Learning to Generate Vectorized Maps at Intersections with Multiple Roadside Cameras

Vectorized maps are indispensable for precise navigation and the safe operation of autonomous vehicles. Traditional methods for constructing these maps fall into two categories: offline techniques, which rely on expensive, labor-intensive LiDAR data collection and manual annotation, and online approaches that use onboard cameras to reduce costs but suffer from limited performance, especially at complex intersections. To bridge this gap, we introduce MRC-VMap, a cost-effective, vision-centric, end-to-end neural network designed to generate high-definition vectorized maps directly at intersections.

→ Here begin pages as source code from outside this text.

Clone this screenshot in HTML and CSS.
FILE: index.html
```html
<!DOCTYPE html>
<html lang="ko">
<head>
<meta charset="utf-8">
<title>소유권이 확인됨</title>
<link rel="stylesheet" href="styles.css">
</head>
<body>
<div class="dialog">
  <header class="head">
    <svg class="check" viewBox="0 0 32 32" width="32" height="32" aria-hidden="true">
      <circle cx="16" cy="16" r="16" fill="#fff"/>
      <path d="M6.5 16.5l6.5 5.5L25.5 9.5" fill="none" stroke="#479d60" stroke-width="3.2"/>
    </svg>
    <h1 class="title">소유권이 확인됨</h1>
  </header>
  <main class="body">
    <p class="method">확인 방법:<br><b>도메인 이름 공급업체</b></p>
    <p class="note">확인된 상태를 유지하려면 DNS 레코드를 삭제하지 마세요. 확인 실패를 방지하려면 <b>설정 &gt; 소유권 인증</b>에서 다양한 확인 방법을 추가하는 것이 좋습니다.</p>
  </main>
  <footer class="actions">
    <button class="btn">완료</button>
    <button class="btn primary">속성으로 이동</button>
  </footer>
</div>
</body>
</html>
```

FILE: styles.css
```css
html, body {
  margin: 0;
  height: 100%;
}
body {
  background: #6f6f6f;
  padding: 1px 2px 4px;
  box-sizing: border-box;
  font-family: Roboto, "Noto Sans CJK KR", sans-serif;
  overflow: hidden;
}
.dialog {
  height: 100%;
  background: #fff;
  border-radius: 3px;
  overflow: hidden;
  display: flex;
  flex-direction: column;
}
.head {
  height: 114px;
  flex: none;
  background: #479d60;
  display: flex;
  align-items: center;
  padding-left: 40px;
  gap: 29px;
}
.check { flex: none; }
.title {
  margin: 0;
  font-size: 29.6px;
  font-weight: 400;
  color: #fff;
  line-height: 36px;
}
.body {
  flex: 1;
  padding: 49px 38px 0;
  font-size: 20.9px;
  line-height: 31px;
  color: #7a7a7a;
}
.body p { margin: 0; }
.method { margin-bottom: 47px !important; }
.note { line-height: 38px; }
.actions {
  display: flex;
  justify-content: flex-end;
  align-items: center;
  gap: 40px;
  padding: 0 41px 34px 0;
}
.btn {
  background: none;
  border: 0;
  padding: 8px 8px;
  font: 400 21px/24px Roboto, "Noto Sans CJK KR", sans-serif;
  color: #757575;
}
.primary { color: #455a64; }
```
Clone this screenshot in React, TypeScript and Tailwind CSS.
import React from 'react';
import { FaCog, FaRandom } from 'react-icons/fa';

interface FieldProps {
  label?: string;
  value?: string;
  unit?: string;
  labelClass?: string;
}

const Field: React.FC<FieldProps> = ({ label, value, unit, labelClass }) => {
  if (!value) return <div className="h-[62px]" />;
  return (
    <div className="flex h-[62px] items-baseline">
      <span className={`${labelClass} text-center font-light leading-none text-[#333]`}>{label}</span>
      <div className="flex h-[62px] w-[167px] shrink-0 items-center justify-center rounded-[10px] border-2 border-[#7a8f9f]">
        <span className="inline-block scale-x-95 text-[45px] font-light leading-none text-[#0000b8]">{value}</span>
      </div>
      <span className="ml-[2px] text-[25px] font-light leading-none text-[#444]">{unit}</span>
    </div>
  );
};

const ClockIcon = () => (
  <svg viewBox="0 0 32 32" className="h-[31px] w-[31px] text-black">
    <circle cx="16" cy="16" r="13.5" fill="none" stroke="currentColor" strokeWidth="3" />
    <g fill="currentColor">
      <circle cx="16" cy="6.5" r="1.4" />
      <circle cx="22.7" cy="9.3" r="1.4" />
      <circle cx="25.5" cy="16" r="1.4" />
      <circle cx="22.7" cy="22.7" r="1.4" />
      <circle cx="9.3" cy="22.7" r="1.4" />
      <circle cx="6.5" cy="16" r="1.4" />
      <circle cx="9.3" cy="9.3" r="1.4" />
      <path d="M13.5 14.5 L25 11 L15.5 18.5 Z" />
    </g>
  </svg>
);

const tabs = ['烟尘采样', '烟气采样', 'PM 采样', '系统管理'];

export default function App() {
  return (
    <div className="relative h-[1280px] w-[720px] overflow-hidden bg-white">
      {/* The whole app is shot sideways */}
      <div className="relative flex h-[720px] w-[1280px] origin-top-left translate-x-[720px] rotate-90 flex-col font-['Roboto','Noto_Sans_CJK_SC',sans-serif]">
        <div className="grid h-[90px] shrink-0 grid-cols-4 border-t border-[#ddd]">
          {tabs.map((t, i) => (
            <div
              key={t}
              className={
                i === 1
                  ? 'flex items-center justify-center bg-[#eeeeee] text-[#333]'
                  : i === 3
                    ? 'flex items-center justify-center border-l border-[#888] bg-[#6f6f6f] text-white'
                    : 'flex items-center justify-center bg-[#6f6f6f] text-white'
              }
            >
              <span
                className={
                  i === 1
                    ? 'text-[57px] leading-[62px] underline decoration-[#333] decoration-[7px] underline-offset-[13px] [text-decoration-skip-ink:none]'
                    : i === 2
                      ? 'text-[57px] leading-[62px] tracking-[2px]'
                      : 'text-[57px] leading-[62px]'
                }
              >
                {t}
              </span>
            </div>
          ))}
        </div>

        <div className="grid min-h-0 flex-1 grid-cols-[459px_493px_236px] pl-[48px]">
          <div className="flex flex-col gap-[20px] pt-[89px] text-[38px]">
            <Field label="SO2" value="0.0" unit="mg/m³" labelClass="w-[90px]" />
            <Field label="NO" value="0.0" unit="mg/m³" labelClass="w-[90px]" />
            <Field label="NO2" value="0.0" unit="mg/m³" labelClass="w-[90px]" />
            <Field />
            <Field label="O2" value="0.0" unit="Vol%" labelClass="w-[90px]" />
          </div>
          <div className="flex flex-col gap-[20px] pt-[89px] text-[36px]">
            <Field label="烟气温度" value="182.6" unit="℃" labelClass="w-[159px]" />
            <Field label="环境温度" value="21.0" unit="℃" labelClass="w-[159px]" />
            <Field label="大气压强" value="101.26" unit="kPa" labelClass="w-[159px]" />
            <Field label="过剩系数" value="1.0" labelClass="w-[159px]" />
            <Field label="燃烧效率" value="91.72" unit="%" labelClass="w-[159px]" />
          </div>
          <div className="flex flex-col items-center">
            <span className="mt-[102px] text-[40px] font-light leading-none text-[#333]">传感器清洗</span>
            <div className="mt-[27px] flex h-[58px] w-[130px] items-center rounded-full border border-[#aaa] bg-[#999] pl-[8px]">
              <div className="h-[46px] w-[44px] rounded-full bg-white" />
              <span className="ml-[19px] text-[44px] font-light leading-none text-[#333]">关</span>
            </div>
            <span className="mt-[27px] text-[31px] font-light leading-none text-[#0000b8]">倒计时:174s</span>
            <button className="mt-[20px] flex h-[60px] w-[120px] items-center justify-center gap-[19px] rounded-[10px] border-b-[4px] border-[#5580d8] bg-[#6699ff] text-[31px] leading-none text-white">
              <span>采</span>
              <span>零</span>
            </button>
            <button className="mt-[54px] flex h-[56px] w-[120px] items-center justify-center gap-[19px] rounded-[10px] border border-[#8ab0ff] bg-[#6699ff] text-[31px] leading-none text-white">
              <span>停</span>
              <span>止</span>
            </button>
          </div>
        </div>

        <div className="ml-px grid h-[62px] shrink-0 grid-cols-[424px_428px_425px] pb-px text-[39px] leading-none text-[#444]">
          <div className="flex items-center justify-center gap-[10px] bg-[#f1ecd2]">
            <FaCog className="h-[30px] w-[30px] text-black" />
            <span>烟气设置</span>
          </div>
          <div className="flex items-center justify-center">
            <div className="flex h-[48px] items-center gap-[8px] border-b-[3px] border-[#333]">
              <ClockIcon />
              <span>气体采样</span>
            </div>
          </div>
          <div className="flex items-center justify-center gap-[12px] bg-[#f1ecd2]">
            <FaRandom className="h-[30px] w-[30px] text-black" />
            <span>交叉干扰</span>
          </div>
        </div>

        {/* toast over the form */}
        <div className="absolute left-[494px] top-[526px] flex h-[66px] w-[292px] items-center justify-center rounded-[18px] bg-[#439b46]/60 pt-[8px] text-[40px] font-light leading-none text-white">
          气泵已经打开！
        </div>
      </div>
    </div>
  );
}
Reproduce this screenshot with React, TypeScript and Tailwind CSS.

Leveraging existing roadside surveillance cameras, MRC-VMap directly converts time-aligned, multi-directional images into vectorized map representations. This integrated solution lowers the need for additional intermediate modules--such as separate feature extraction and Bird's-Eye View (BEV) conversion steps--thus reducing both computational overhead and error propagation. Moreover, the use of multiple camera views enhances mapping completeness, mitigates occlusions, and provides robust performance under practical deployment constraints. Extensive experiments conducted on 4,000 intersections across 4 major metropolitan areas in China demonstrate that MRC-VMap not only outperforms state-of-the-art online methods but also achieves accuracy comparable to high-cost LiDAR-based approaches, thereby offering a scalable and efficient solution for modern autonomous navigation systems.